西廂記はこの後、張が試験に合格、無事に鶯鶯と結婚してハッピーエンドだが、本作では結末が異なっている。張と鶯鶯はそれぞれ別の相手と添い遂げ、一年余りして再会するも、顔を合わせることなく手紙のやり取りをして別れていく。何ともカタルシスの無いラストだが、唐代伝奇の大半はそういうもんなので仕方ない。そもそも読み物として大衆向けに書かれたものではないからね。

 

人物造形も西廂記とやや違う。張は何だかお高く留まった感じの青年で、西廂記の張君瑞ほどなよなよしていない。
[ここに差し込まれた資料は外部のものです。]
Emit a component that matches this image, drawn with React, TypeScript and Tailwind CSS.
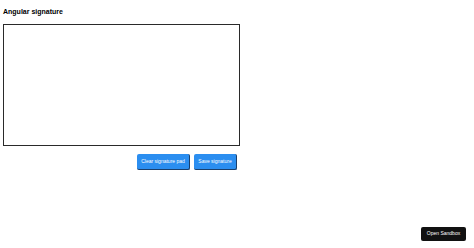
export default function App() {
  return (
    <div className="relative h-[248px] w-[474px] bg-white font-['Liberation_Sans',Arial,sans-serif] text-black">
      <div className="px-[3px] pt-[8px]">
        <h3 className="text-[7px] font-bold leading-[8px]">Angular signature</h3>
        <div className="mt-[8px] h-[122px] w-[237px] border-[1.5px] border-[#2a2a2a] bg-white" />
        <div className="mt-[8px] flex w-[234px] justify-end gap-[4px]">
          <button className="h-[16px] w-[53px] rounded-[2px] border-b border-r border-[#1b3f6b] bg-[#2b8ef0] text-[5px] text-white">
            Clear signature pad
          </button>
          <button className="h-[16px] w-[43px] rounded-[2px] border-b border-r border-[#1b3f6b] bg-[#2b8ef0] text-[5px] text-white">
            Save signature
          </button>
        </div>
      </div>
      <button className="absolute left-[421px] top-[227px] h-[14px] w-[45px] rounded-[2px] bg-[#111] text-[5px] text-white">
        Open Sandbox
      </button>
    </div>
  );
}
鶯鶯も家が金持ちというだけで、宰相の娘ではない(ツンデレぶりはこの頃からしっかり描写されているけど)。紅娘も殆どチョイ役。西廂記で有名な拷紅の場面も無し。とはいえ、彼女がカップルのために布団を持って張の部屋を訪れるくだりは、急展開過ぎてなかなか笑える。

唐代伝奇でも有名な一遍なので、興味のある方は一度読んでみるといいだろう。